AIM ::
Look through the material below and count the lines with the string "page". Report only the count.

-- Start INFORMATION SUPPLIED --

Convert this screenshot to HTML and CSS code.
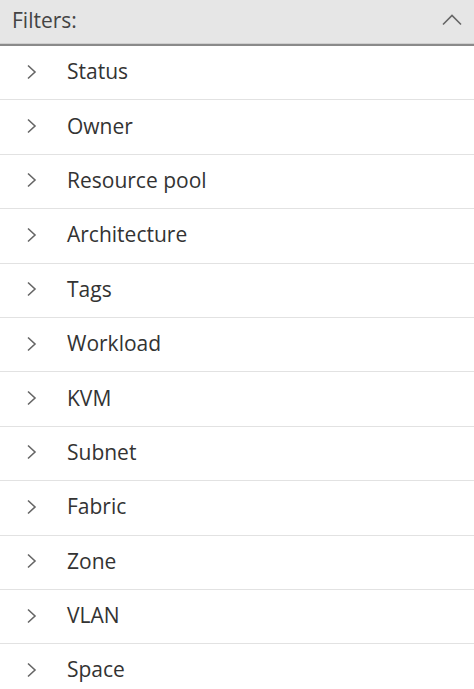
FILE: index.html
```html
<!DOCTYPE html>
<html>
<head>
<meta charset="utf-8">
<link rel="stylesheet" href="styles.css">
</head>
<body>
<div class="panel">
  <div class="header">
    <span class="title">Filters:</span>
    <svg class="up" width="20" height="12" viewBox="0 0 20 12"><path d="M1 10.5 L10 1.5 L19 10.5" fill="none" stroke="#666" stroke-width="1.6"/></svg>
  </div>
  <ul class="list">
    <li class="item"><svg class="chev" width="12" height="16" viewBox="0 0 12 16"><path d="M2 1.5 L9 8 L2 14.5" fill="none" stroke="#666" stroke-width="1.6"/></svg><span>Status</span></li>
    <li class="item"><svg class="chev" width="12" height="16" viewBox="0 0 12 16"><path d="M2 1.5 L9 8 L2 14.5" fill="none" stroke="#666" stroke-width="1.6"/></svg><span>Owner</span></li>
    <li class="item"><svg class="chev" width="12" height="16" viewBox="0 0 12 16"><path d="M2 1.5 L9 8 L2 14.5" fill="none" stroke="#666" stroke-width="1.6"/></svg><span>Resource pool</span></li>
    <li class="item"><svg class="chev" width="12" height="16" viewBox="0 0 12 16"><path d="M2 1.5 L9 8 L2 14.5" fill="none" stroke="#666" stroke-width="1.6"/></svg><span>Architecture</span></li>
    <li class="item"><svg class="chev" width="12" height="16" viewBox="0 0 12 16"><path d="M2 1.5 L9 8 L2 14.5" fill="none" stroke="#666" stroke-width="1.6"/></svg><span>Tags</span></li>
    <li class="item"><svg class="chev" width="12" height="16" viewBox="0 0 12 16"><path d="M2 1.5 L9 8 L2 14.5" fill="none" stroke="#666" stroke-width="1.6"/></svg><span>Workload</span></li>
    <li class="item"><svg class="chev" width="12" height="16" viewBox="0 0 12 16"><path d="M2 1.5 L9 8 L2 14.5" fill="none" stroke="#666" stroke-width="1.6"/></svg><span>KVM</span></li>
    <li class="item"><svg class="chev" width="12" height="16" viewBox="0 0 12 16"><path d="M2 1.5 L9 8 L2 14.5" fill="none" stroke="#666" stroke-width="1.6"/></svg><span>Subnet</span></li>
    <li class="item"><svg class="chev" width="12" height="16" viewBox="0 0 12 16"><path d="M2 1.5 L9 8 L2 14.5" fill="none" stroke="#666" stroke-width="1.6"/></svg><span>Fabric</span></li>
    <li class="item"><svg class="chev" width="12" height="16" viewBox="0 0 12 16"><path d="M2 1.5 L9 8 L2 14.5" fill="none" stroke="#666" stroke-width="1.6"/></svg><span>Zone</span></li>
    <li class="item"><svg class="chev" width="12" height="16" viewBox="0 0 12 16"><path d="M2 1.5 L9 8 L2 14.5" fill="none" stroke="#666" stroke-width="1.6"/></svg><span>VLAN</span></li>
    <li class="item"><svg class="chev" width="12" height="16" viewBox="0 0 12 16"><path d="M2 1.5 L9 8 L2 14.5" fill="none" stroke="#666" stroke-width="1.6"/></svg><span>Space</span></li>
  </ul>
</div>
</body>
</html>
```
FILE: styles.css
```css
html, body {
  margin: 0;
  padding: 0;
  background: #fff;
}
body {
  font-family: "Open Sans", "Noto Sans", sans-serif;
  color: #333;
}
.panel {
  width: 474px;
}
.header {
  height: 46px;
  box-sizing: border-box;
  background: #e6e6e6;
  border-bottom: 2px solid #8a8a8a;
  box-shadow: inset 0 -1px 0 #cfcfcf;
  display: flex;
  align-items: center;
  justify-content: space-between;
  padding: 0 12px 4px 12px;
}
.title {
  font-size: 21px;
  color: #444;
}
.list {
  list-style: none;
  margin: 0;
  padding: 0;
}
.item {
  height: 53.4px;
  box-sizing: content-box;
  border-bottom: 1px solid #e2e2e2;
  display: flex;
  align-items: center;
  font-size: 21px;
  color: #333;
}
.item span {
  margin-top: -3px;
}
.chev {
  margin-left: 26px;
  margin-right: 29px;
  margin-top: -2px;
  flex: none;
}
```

-- End INFORMATION SUPPLIED --
-- Start INFORMATION SUPPLIED --

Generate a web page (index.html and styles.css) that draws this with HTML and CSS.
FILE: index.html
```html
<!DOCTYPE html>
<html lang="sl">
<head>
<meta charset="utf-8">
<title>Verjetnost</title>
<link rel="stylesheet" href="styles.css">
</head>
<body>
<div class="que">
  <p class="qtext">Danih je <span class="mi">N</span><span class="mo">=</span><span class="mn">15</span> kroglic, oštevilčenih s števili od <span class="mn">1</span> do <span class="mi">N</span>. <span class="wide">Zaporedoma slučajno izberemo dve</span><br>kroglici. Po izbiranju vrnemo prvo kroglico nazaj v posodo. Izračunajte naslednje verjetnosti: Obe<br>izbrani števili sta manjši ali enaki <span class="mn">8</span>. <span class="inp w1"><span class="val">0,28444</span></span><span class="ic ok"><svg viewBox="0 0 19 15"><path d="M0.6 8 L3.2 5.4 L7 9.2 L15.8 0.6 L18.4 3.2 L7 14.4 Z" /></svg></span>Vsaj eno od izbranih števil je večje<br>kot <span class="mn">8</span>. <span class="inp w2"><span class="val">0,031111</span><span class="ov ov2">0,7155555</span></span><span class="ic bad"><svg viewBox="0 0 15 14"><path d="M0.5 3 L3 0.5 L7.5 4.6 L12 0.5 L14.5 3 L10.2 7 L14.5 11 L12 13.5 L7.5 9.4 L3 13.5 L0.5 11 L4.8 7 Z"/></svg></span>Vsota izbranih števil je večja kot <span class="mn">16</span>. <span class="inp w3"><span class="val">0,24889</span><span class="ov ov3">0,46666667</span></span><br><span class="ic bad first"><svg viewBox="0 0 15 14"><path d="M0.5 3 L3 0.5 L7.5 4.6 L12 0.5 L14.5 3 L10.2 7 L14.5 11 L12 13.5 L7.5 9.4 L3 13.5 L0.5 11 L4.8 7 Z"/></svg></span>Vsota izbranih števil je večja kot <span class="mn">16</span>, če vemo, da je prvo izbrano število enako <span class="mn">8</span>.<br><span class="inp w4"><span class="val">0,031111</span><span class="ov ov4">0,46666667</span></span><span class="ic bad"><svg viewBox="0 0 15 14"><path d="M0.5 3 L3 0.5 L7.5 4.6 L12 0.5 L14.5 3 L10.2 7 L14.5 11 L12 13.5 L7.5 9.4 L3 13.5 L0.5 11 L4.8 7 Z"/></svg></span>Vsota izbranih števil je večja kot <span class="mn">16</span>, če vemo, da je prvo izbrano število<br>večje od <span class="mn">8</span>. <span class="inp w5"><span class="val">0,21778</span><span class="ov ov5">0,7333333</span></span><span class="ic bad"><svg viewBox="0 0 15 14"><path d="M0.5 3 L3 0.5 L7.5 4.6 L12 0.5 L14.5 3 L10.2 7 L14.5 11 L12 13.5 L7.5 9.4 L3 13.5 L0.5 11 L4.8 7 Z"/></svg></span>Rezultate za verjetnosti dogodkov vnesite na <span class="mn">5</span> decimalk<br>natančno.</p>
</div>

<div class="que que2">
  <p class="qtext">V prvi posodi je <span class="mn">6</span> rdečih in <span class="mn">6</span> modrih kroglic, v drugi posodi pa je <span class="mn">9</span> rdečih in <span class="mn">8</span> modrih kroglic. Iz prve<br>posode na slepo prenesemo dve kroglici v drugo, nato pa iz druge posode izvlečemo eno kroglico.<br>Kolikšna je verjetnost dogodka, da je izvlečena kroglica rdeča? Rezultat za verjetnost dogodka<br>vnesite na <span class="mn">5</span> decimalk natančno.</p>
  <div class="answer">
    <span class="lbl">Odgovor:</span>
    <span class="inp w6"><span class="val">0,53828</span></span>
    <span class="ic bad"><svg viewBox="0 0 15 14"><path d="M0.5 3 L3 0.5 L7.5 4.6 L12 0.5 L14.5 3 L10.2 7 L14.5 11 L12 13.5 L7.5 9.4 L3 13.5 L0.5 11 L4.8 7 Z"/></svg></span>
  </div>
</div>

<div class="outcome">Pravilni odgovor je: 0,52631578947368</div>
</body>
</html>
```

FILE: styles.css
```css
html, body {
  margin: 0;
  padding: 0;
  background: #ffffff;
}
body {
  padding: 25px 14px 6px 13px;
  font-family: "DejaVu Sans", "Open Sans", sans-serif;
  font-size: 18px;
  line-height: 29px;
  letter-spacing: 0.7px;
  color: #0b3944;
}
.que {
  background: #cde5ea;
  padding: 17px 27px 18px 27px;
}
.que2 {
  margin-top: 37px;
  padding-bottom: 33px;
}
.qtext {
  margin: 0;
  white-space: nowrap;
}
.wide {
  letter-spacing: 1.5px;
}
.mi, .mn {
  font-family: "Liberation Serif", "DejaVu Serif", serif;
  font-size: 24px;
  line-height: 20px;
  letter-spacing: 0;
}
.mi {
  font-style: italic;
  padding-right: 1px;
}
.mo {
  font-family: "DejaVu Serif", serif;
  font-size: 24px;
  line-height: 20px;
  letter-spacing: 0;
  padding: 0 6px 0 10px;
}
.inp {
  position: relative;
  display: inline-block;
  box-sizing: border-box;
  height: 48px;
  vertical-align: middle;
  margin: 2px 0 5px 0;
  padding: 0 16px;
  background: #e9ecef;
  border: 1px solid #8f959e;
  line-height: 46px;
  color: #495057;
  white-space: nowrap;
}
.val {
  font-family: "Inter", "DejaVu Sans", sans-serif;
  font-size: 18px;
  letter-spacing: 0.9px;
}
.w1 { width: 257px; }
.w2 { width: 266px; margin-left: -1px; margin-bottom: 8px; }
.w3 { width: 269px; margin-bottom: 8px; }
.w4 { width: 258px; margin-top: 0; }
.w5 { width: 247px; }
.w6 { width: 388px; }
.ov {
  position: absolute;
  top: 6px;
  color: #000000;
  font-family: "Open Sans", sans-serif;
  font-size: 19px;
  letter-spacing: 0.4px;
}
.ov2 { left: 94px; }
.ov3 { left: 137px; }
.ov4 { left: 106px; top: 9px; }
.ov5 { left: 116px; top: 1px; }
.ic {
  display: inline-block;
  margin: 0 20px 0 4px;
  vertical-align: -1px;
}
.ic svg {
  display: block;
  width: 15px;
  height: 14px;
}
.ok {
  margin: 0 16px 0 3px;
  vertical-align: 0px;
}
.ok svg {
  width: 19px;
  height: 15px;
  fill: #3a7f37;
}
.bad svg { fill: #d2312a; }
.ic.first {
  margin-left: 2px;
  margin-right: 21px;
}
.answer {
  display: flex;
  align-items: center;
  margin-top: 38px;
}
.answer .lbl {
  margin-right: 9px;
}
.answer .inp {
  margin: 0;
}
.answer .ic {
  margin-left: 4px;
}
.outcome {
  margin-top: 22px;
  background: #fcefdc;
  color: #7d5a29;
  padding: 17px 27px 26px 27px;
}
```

-- End INFORMATION SUPPLIED --
-- Start INFORMATION SUPPLIED --

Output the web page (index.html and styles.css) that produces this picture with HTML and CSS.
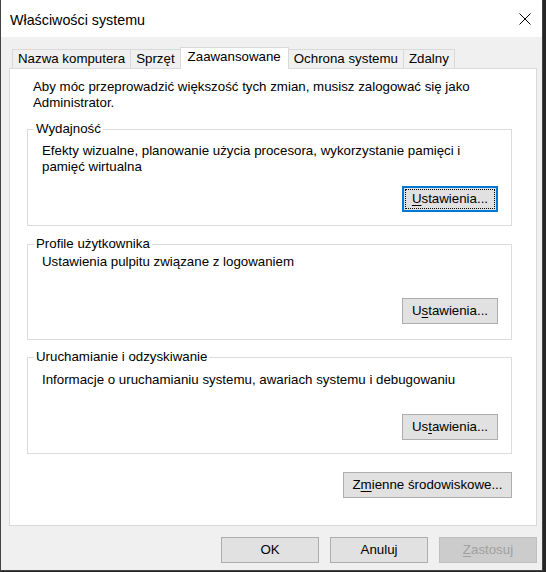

-- End INFORMATION SUPPLIED --

THE OUTPUT ::
2